(Set problem)
Find and copy every line in the records that includes the string "this".

▼

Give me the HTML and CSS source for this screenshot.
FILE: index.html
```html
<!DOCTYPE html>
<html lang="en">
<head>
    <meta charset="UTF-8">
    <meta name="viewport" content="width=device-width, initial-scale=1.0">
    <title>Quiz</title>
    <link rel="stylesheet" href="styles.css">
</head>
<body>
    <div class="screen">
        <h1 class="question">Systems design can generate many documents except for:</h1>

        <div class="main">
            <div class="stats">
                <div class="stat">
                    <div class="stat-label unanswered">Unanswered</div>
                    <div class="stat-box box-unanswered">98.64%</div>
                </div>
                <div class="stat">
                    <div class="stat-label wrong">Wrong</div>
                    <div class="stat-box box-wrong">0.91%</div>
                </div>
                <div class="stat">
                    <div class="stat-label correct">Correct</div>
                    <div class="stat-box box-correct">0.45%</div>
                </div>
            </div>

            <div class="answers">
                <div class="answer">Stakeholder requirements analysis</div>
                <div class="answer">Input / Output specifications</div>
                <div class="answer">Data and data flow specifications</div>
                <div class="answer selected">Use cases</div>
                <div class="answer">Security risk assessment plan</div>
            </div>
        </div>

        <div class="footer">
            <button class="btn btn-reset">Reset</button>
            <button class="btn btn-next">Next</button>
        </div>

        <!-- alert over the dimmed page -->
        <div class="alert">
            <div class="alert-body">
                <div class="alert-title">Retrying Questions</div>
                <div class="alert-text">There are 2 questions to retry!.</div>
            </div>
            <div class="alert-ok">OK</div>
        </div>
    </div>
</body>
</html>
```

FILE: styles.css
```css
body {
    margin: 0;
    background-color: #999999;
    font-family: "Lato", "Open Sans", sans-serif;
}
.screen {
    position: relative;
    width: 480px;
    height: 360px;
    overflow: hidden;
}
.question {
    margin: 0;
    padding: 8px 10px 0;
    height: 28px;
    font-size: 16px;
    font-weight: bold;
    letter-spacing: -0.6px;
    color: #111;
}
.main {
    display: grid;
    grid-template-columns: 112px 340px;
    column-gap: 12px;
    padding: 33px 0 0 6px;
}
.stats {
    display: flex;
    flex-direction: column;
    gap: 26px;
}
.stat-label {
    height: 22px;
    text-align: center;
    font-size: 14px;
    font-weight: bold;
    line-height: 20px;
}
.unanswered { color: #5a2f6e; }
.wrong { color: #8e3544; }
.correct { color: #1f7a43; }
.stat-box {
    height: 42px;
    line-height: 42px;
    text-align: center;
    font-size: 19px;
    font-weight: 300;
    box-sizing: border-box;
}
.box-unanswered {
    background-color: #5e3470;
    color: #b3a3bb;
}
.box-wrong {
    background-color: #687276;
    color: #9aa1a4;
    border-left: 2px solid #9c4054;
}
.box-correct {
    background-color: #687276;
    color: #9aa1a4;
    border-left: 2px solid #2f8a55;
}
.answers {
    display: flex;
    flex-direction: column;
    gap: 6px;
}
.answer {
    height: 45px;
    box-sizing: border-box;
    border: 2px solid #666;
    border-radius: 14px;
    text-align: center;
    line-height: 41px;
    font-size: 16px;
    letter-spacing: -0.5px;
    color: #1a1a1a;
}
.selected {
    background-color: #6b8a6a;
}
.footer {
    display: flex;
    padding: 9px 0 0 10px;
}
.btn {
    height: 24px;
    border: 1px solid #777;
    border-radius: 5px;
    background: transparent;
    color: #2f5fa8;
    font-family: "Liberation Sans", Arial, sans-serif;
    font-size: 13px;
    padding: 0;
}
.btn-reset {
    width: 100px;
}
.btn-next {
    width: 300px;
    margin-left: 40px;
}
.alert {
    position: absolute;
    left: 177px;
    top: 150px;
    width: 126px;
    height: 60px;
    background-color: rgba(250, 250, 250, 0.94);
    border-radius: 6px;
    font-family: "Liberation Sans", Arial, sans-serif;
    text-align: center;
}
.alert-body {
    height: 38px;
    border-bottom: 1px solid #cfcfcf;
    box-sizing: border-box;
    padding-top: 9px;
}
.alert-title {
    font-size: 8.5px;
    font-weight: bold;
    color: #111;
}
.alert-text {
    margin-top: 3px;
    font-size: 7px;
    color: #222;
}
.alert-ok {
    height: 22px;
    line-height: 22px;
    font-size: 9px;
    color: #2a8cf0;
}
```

▲
▼

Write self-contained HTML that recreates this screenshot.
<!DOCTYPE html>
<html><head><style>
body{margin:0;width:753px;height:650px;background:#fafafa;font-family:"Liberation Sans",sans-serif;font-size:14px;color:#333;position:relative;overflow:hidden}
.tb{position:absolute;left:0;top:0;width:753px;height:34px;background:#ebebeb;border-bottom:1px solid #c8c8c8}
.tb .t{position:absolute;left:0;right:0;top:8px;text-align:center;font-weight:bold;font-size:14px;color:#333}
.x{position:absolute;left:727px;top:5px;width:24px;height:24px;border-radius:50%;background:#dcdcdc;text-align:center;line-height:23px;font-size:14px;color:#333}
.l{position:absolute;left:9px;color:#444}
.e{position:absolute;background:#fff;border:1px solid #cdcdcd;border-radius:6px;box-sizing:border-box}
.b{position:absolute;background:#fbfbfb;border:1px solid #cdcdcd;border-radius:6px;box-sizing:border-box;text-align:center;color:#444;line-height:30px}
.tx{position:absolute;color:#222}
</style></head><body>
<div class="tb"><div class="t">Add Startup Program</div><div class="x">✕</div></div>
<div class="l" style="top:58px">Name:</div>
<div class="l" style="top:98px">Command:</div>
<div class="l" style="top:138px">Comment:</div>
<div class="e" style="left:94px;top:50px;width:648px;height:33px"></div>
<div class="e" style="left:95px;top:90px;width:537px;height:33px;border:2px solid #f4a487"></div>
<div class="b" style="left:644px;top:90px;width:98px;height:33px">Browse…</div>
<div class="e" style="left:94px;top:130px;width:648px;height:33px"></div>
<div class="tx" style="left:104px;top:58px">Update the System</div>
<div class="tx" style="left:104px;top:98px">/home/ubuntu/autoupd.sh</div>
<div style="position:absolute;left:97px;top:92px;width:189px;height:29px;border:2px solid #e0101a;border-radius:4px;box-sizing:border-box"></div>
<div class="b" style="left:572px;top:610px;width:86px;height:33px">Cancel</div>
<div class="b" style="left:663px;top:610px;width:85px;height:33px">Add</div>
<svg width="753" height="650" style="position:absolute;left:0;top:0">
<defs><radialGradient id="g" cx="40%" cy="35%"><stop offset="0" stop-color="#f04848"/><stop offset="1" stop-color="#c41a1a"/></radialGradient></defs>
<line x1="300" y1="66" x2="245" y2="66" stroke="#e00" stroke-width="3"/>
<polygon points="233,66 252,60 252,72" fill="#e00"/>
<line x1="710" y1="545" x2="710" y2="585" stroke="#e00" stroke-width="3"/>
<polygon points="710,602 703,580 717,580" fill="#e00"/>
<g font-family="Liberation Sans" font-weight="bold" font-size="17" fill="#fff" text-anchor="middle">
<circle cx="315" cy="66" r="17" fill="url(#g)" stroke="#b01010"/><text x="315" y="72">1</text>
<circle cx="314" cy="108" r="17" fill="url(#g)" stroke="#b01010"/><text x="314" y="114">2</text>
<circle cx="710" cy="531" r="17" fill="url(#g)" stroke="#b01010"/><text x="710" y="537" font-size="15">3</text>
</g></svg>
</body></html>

▲

(Solution to the exercise)
Give me the HTML and CSS source for this screenshot.
Write self-contained HTML that recreates this screenshot.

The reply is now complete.